PRO MOD REALTY, LLC v. UNITED STATES BANK NATIONAL ASSOCIATION

United States District Court, District of New Hampshire (2014)

Facts

Issue

Holding — Laplante, J.

Rule

Reasoning

Deep Dive: How the Court Reached Its Decision

Promissory Estoppel

The court analyzed the plaintiffs' claim of promissory estoppel, determining that the promises made by Ocwen were illusory. The plaintiffs alleged that Ocwen promised to consider their modification applications and not to proceed with foreclosure while reviewing those applications. However, the court found that a promise to "consider" an application does not create a binding commitment, as it allows the promisor to act at their discretion without any obligation to perform. The court referenced the New Hampshire doctrine which protects only reasonable reliance on a promise. It concluded that the plaintiffs could not have reasonably relied on Ocwen's vague commitments, as they did not provide any guarantee of action or specific terms regarding modification. Additionally, the plaintiffs failed to demonstrate actual detrimental reliance on these promises, as their claim lacked sufficient factual support. The court highlighted that merely waiting for a loan modification decision did not constitute detrimental reliance, particularly when the plaintiffs could not show that pursuing alternatives would have been detrimental. Therefore, the court dismissed the promissory estoppel claim due to the lack of reasonable reliance and the illusory nature of the promises.

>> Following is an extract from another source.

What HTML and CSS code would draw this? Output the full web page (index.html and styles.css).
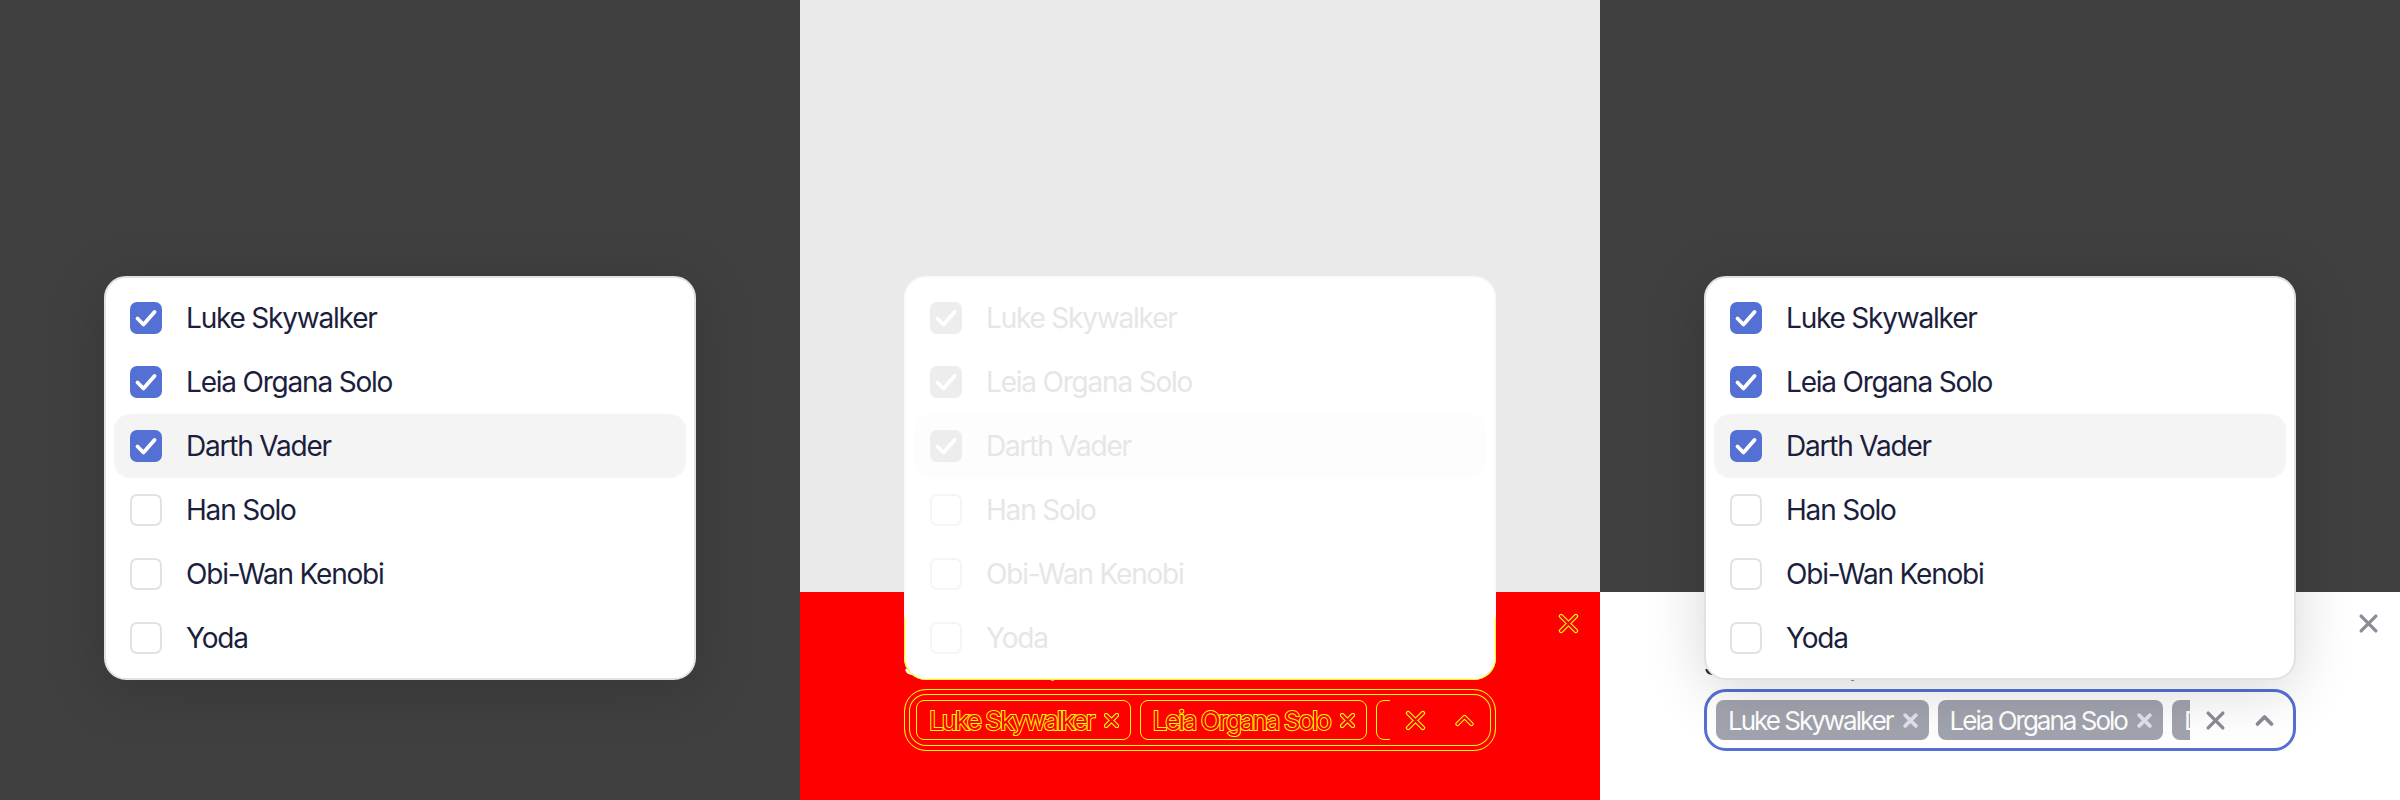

Breach of the Covenant of Good Faith and Fair Dealing

In addressing the breach of the covenant of good faith and fair dealing, the court emphasized that a valid contract is a necessary prerequisite for such a claim. The plaintiffs contended that Ocwen's alleged promises to consider their applications established a duty of good faith. However, the court found that the only relevant contract was the mortgage itself, and the plaintiffs did not assert that the defendants breached any specific terms of that contract. The court noted that exercising the right to foreclose after a borrower defaulted does not constitute a breach of good faith. The plaintiffs' argument that Ocwen's promises gave rise to an implied duty was rejected, as the court determined that these promises did not form a contractual obligation. Furthermore, the plaintiffs' assertion that they accepted an offer to modify the loan was unsupported by the record, further undermining their claim. Consequently, the court ruled that the plaintiffs failed to establish a contractual basis for their claim of breach of the covenant of good faith and fair dealing.

Standing to Foreclose

The court also evaluated the plaintiffs' claim regarding the defendants' standing to foreclose, which was based on the requirement that a lender must possess the original promissory note to enforce the mortgage. The plaintiffs argued that the defendants needed to prove their legal standing to foreclose and produce documentation showing their right to do so. However, the court pointed out that the plaintiffs did not assert that the defendants lacked possession of the note; instead, they merely suggested that they might lack it. The court clarified that such hypothetical pleading did not meet the factual sufficiency required to state a claim. It emphasized that a complaint must contain enough factual matter to support a plausible claim, rather than merely raise the possibility of a lack of standing. The plaintiffs' failure to allege that the defendants actually lacked possession of the promissory note led to the dismissal of this claim as well. Thus, the court concluded that the plaintiffs did not sufficiently challenge the defendants' standing to foreclose on the mortgage.

Final Ruling

Ultimately, the court granted the defendants' motion to dismiss the plaintiffs' amended complaint, resulting in the dismissal of the case. The court found that the plaintiffs failed to establish valid claims for promissory estoppel, breach of the covenant of good faith and fair dealing, and standing to foreclose. The reasoning centered on the illusory nature of the promises made by Ocwen, the absence of a contractual basis for the good faith claim, and the lack of factual allegations supporting the assertion that the defendants had no standing to foreclose. By dismissing the case, the court reinforced the principles that mere expectations based on non-binding promises do not create enforceable obligations, and that claims must be grounded in concrete factual allegations to survive dismissal. Therefore, the court entered judgment in favor of the defendants and closed the case.